Background: This purpose of this study was to evaluate the impact of proximal vs extensive repair on mortality and how this impact is influenced by patient characteristics.
Methods: Of 5510 patients with acute type A aortic dissection from 13 Chinese hospitals (2016-2021) categorized by proximal vs extensive repair, 4038 patients were used for for model derivation using eXtreme gradient boosting and 1472 patients for model validation.
Results: Operative mortality of extensive repair was higher than proximal repair (10.4% vs 2.9%; odd ratio [OR], 3.833; 95% CI, 2.810-5.229; P < .001) with a number needed to harm of 15 (95% CI, 13-19).

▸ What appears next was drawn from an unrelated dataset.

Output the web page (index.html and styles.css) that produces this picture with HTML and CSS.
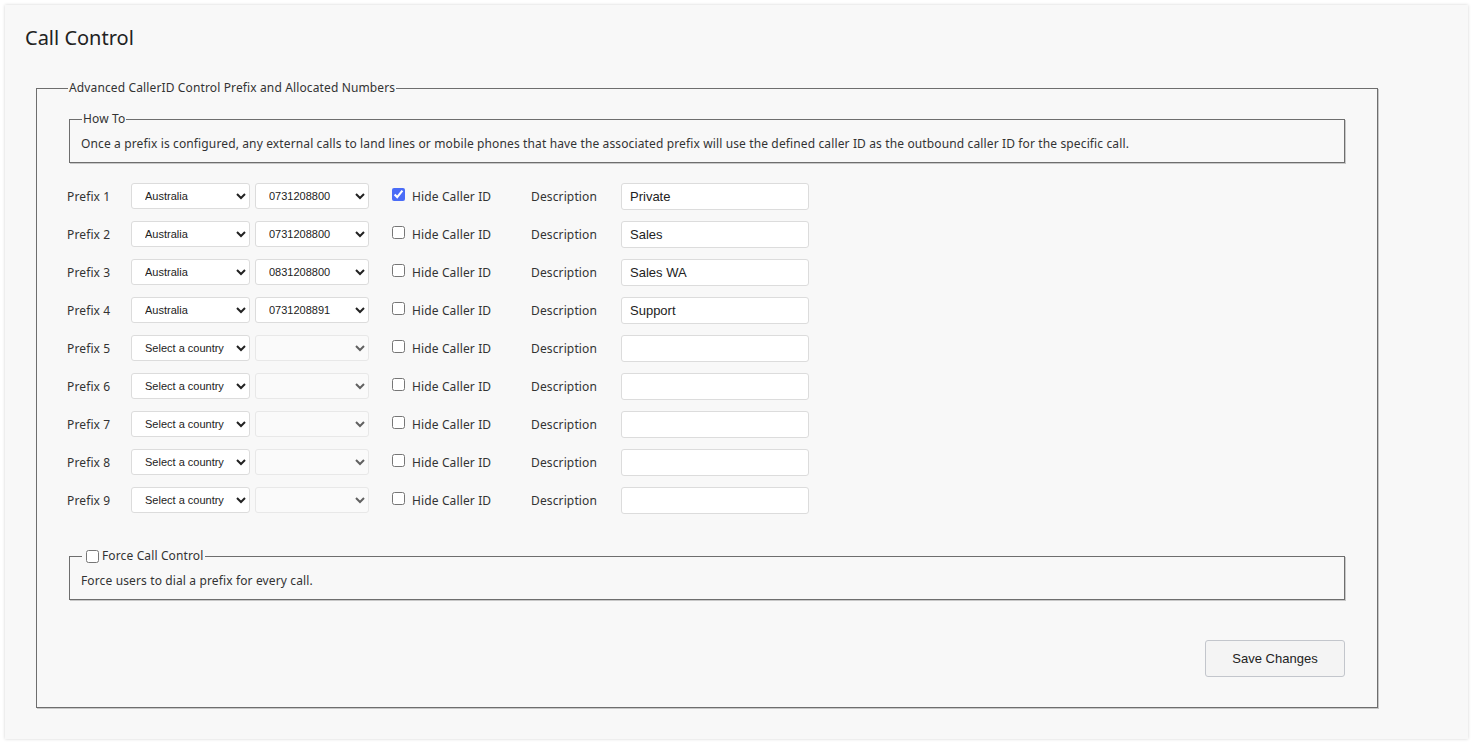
FILE: index.html
```html
<!DOCTYPE html>
<html>
<head>
<meta charset="utf-8">
<title>Call Control</title>
<link rel="stylesheet" href="styles.css">
</head>
<body>
<div class="card">
  <h1 class="title">Call Control</h1>
  <fieldset class="outer">
    <legend class="outer-legend">Advanced CallerID Control Prefix and Allocated Numbers</legend>
    <fieldset class="inner howto">
      <legend class="inner-legend">How To</legend>
      <p class="note">Once a prefix is configured, any external calls to land lines or mobile phones that have the associated prefix will use the defined caller ID as the outbound caller ID for the specific call.</p>
    </fieldset>

    <div class="rows">
      <div class="row">
        <span class="lbl">Prefix 1</span>
        <select class="sel country"><option>Australia</option></select>
        <select class="sel number"><option>0731208800</option></select>
        <label class="hide"><input type="checkbox" class="cb" checked><span>Hide Caller ID</span></label>
        <span class="desc">Description</span>
        <input class="txt" type="text" value="Private">
      </div>
      <div class="row">
        <span class="lbl">Prefix 2</span>
        <select class="sel country"><option>Australia</option></select>
        <select class="sel number"><option>0731208800</option></select>
        <label class="hide"><input type="checkbox" class="cb"><span>Hide Caller ID</span></label>
        <span class="desc">Description</span>
        <input class="txt" type="text" value="Sales">
      </div>
      <div class="row">
        <span class="lbl">Prefix 3</span>
        <select class="sel country"><option>Australia</option></select>
        <select class="sel number"><option>0831208800</option></select>
        <label class="hide"><input type="checkbox" class="cb"><span>Hide Caller ID</span></label>
        <span class="desc">Description</span>
        <input class="txt" type="text" value="Sales WA">
      </div>
      <div class="row">
        <span class="lbl">Prefix 4</span>
        <select class="sel country"><option>Australia</option></select>
        <select class="sel number"><option>0731208891</option></select>
        <label class="hide"><input type="checkbox" class="cb"><span>Hide Caller ID</span></label>
        <span class="desc">Description</span>
        <input class="txt" type="text" value="Support">
      </div>
      <div class="row">
        <span class="lbl">Prefix 5</span>
        <select class="sel country"><option>Select a country</option></select>
        <select class="sel number" disabled><option></option></select>
        <label class="hide"><input type="checkbox" class="cb"><span>Hide Caller ID</span></label>
        <span class="desc">Description</span>
        <input class="txt" type="text" value="">
      </div>
      <div class="row">
        <span class="lbl">Prefix 6</span>
        <select class="sel country"><option>Select a country</option></select>
        <select class="sel number" disabled><option></option></select>
        <label class="hide"><input type="checkbox" class="cb"><span>Hide Caller ID</span></label>
        <span class="desc">Description</span>
        <input class="txt" type="text" value="">
      </div>
      <div class="row">
        <span class="lbl">Prefix 7</span>
        <select class="sel country"><option>Select a country</option></select>
        <select class="sel number" disabled><option></option></select>
        <label class="hide"><input type="checkbox" class="cb"><span>Hide Caller ID</span></label>
        <span class="desc">Description</span>
        <input class="txt" type="text" value="">
      </div>
      <div class="row">
        <span class="lbl">Prefix 8</span>
        <select class="sel country"><option>Select a country</option></select>
        <select class="sel number" disabled><option></option></select>
        <label class="hide"><input type="checkbox" class="cb"><span>Hide Caller ID</span></label>
        <span class="desc">Description</span>
        <input class="txt" type="text" value="">
      </div>
      <div class="row">
        <span class="lbl">Prefix 9</span>
        <select class="sel country"><option>Select a country</option></select>
        <select class="sel number" disabled><option></option></select>
        <label class="hide"><input type="checkbox" class="cb"><span>Hide Caller ID</span></label>
        <span class="desc">Description</span>
        <input class="txt" type="text" value="">
      </div>
    </div>

    <fieldset class="inner force">
      <legend class="inner-legend force-legend"><input type="checkbox" class="cb legend-cb"><span>Force Call Control</span></legend>
      <p class="note">Force users to dial a prefix for every call.</p>
    </fieldset>

    <div class="actions">
      <button class="save" type="button">Save Changes</button>
    </div>
  </fieldset>
</div>
</body>
</html>
```
FILE: styles.css
```css
html, body {
  margin: 0;
  padding: 0;
  background: #ffffff;
}

body {
  font-family: "Noto Sans", "Open Sans", sans-serif;
  font-size: 12px;
  letter-spacing: 0.13px;
  color: #333;
}

.card {
  margin: 5px 9px 5px 5px;
  height: 734px;
  box-sizing: border-box;
  background: #f8f8f8;
  box-shadow: 0 0 3px rgba(0, 0, 0, 0.18);
  padding: 21px 20px 0 20px;
}

.title {
  margin: 0;
  font-family: "Noto Sans", sans-serif;
  font-weight: 400;
  font-size: 20px;
  line-height: 24px;
  letter-spacing: 0;
  color: #222;
}

.outer {
  margin: 31px 0 0 11px;
  width: 1342px;
  box-sizing: border-box;
  border: 1px solid #6e6e6e;
  box-shadow: 1px 1px 0 #c8c8c8;
  padding: 17px 32px 30px 32px;
}

.outer-legend {
  padding: 0 1px;
  margin-left: -1px;
  line-height: 14px;
  color: #333;
}

.inner {
  margin: 0;
  border: 1px solid #6e6e6e;
  box-shadow: 1px 1px 0 #c8c8c8;
  padding: 10px 11px 10px 11px;
}

.inner-legend {
  margin-left: 1px;
  padding: 0 1px;
  line-height: 14px;
}

.note {
  margin: 0;
  line-height: 16px;
  color: #333;
}

.rows {
  display: flex;
  flex-direction: column;
  gap: 12px;
  margin: 20px 0 36px 0;
}

.row {
  display: flex;
  align-items: center;
  height: 26px;
}

.lbl {
  width: 64px;
  margin-left: -2px;
  flex: none;
}

.sel {
  height: 26px;
  box-sizing: border-box;
  border: 1px solid #dcdcdc;
  border-radius: 3px;
  background: #fff;
  font-family: "Liberation Sans", Arial, sans-serif;
  font-size: 11px;
  letter-spacing: 0;
  color: #222;
  padding: 0 0 0 9px;
  flex: none;
}

.sel:disabled {
  background: #fcfcfc;
  border-color: #e2e2e2;
}

.country {
  width: 119px;
}

.number {
  width: 114px;
  margin-left: 5px;
}

.hide {
  display: flex;
  align-items: center;
  width: 139px;
  margin-left: 23px;
  flex: none;
}

.cb {
  width: 13px;
  height: 13px;
  margin: 0 7px 0 0;
  accent-color: #4a6cf7;
  position: relative;
  top: -2px;
}

.desc {
  width: 90px;
  flex: none;
}

.txt {
  width: 188px;
  height: 27px;
  box-sizing: border-box;
  border: 1px solid #dcdcdc;
  border-radius: 3px;
  background: #fff;
  font-family: "Liberation Sans", Arial, sans-serif;
  font-size: 13px;
  letter-spacing: 0;
  color: #222;
  padding: 0 8px;
  flex: none;
}

.force-legend {
  display: flex;
  align-items: center;
}

.legend-cb {
  margin: 0 3px 0 3px;
  top: 0;
}

.actions {
  display: flex;
  justify-content: flex-end;
  margin-top: 40px;
}

.save {
  width: 140px;
  height: 37px;
  border: 1px solid #c3c6cc;
  border-radius: 3px;
  background: #f4f4f4;
  font-family: "Liberation Sans", Arial, sans-serif;
  font-size: 13px;
  letter-spacing: 0;
  color: #222;
}
```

Seven top features of importance were selected to develop an alphabet risk model (age, body mass index, platelet-to-leucocyte ratio, albumin, hemoglobin, serum creatinine, and preoperative malperfusion), with an area under the curve of 0.767 (95% CI, 0.733-0.800) and 0.727 (95% CI, 0.689-0.764) in the derivation and validation cohorts, respectively. The absolute rate differences in mortality between the 2 repair strategies increased progressively as predicted risk rose; however it did not become statistically significant until the predicted risk exceeded 4.5%. Extensive repair was associated with similar risk of mortality (OR, 2.540; 95% CI, 0.944-6.831) for patients with a risk probability < 4.5% but higher risk (OR, 2.164; 95% CI, 1.679-2.788) for patients with a risk probability > 4.5% compared with proximal repair.
Conclusions: Extensive repair is associated with higher mortality than proximal repair; however it did not carry a significantly higher risk of mortality until the predicted probability exceeded a certain threshold. Choosing the right surgery should be based on individualized risk prediction and treatment effect. (ClinicalTrials.gov no. NCT04918108.).